Gregg was sweating. His wallet was missing. He retraced his steps all the way from his house back to Sainsbury's. He approached the customer service desk, his heart filled with pessimism.
"Ah, I've been expecting you." said the bald German lady behind the counter.
She handed him his wallet, but he did not breathe a sigh of a relief. He frantically searched its contents. Cards, money, condoms, they were all there, but something was missing. The photograph of his ex-wife was gone.
Immediately he got out his phone and called his bank. "I lost my wallet!" he cried.
"Would you like us to cancel your cards?" the Scottish man in the call centre replied.
"No. I found the wallet. The cards are still in there, but the photo is missing. Someone has taken the photograph of my ex-wife!"
"I'm sorry, sir, but I'm not sure what you'd like me to do? Would you like me to check if the cards have been used recently?"
"No!" Gregg barked. "I want you to cancel the picture."
There was no script for the customer service operative to turn to. This was a matter far outside the boundaries of telephone banking.
"I'm afraid I can't do that, sir. Perhaps you'd be better off talking to the police." said the Scot.

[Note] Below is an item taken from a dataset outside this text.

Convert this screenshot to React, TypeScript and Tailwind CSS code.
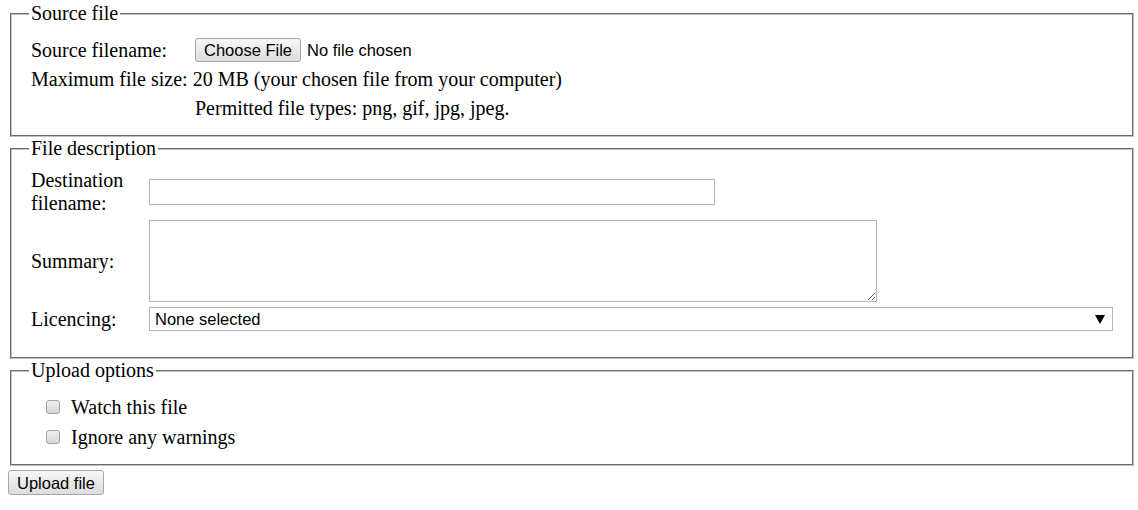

Like an American TV character, Gregg ended the call without saying goodbye. He walked quickly out of the supermarket, bursting into a medium paced jog as he reached the automatic doors. Once out of the car park he launched himself into a full sprint. He was hysterical. He ran in zig zags, on and off the curb, sometimes jumping forward in huge leaps.

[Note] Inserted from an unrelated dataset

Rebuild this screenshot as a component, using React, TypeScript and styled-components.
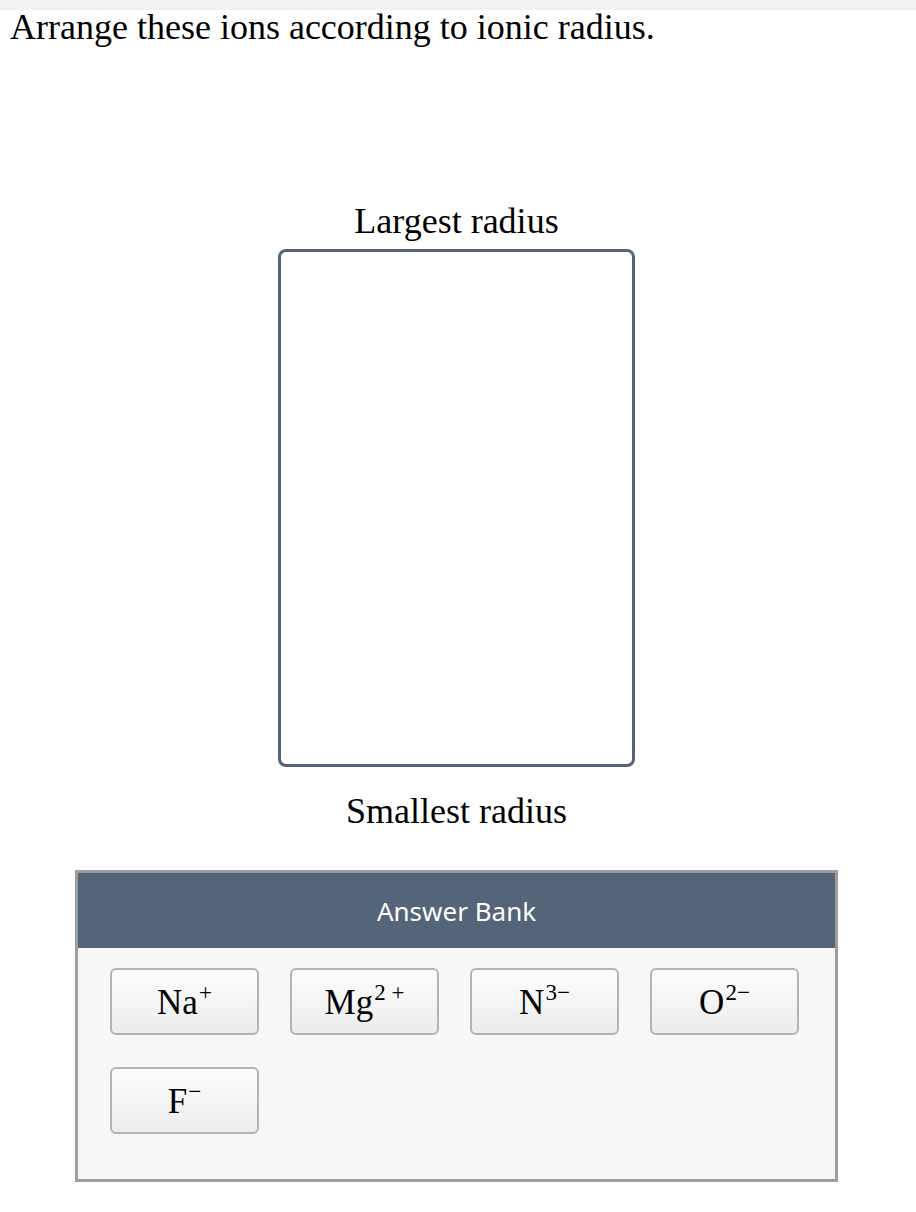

He arrived at the police station more sweat than man. "I want to report a crime!" he gasped, falling to his knees. The police officer behind the counter came to Gregg's aid.
"Are you hurt?"
"Only in here." Gregg coughed, pointing at his heart. "Someone has stolen the photograph of my ex-wife. It's all I had left."

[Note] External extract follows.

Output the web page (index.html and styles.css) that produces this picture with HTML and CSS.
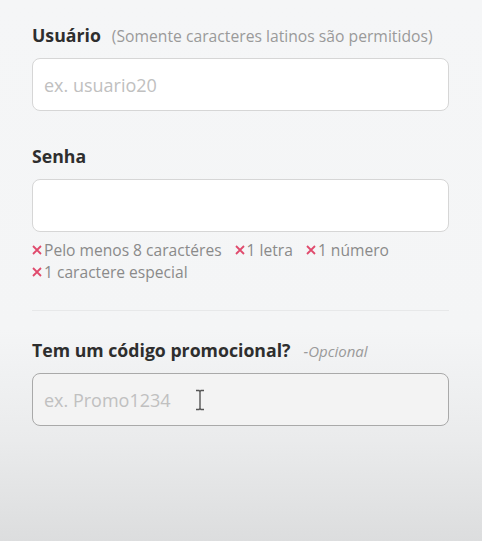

Gregg went on to explain how he had lost his wallet, found it again with the money and cards still intact, but with the photograph missing.
"Sounds like you were lucky, but I'm afraid there's not a lot we can do about a missing photograph." the policeman informed him.
Gregg opened his mouth wide, like Al Pacino at the end of the Godfather III. The scream filled the police station, bouncing off the walls, striking fear into the hearts of the petty criminals being held in its cells. After what seemed like an hour, the cry of despair turned into the most broken of sobs. Unsure of what to do, the police officer threw a blanket over Gregg's quivering body and patted him on the head.
"There, there. It's going to be OK." he said.
"Do you have an ex-wife?" Gregg asked.
"No. I have a wife." the police officer replied.
Once again, Gregg opened his mouth wide. This time his scream was weaker, his vocal chords were battered, but there was more heartbreak than before. This terrified the criminals even more.
With no other options, the police officer reached into his pocket and pulled out his wallet. He removed the picture of his wife and children standing at the gates of Disneyland. He tore the picture in half, erasing his children from the shot, and handed the glossy image of his wife to the wailing Gregg. The wailing stopped. Gregg looked curiously at the torn photograph of the unknown woman. After a minute or more had passed, Gregg gripped the photograph tightly to his chest, placed his thumb into his mouth, and drifted off into the deepest sleep.